第33話

優芽は燈馬の腕の中で幸せを感じていた。

もうこの腕を解くことが出来ない。


「私が何を言っても、燈馬先生は受け止めてくれますか。あなたを傷つけるかもしれません。


私は普通の幸せは望んではいけないんです。」


燈馬は優芽を強く抱きしめた。


「怖がらないで。何を言われても傷つかないよ。君を失う事に比べれば。


傍にいてくれるなら、僕はそれでいい。」


燈馬の声が優芽の心を暖かくしている。

優芽は迷いはじめていた。


「どうすれば良いの。わからないんです。私は何をするべきなのでしょうか。」


「落ち着いて。大丈夫だよ。今はゆっくり休もう。明日長内さんが君と僕に話があると言っていたよ。

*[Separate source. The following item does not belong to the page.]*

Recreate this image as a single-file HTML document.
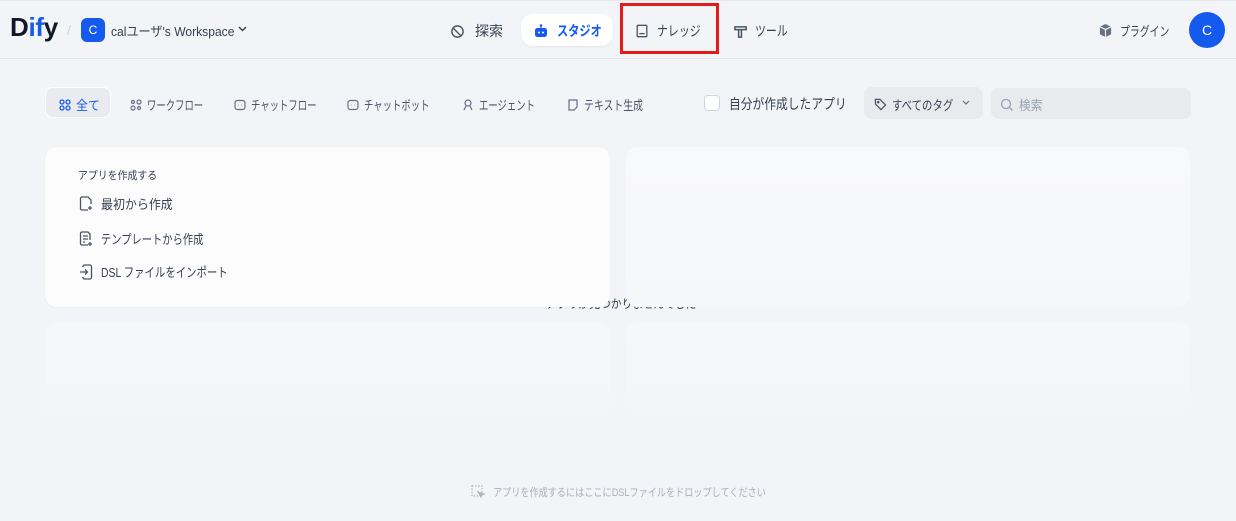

長内さんの話を聞いてから、これからの事を2人で話そう。」


「琥珀さんが?そうですか。燈馬先生はこんな所にいて大丈夫ですか?茉白さんの治療があるのに。」


「大丈夫。茉白も僕らの味方だから。治療はちゃんと引き継いできたよ。優芽さんは何も心配しないで今は甘えて。」


優芽は顔を燈馬の胸に埋めた。


「燈馬先生。ありがとうございます。私の為にこんな所まで来てくれて嬉しいです。」


燈馬は優芽の頭を撫でた。


「僕が会いたかったから。今日は2人でゆっくりしよう。ここは綺麗な場所だね。散歩しよう」


燈馬は優芽の手をとって歩き始めた。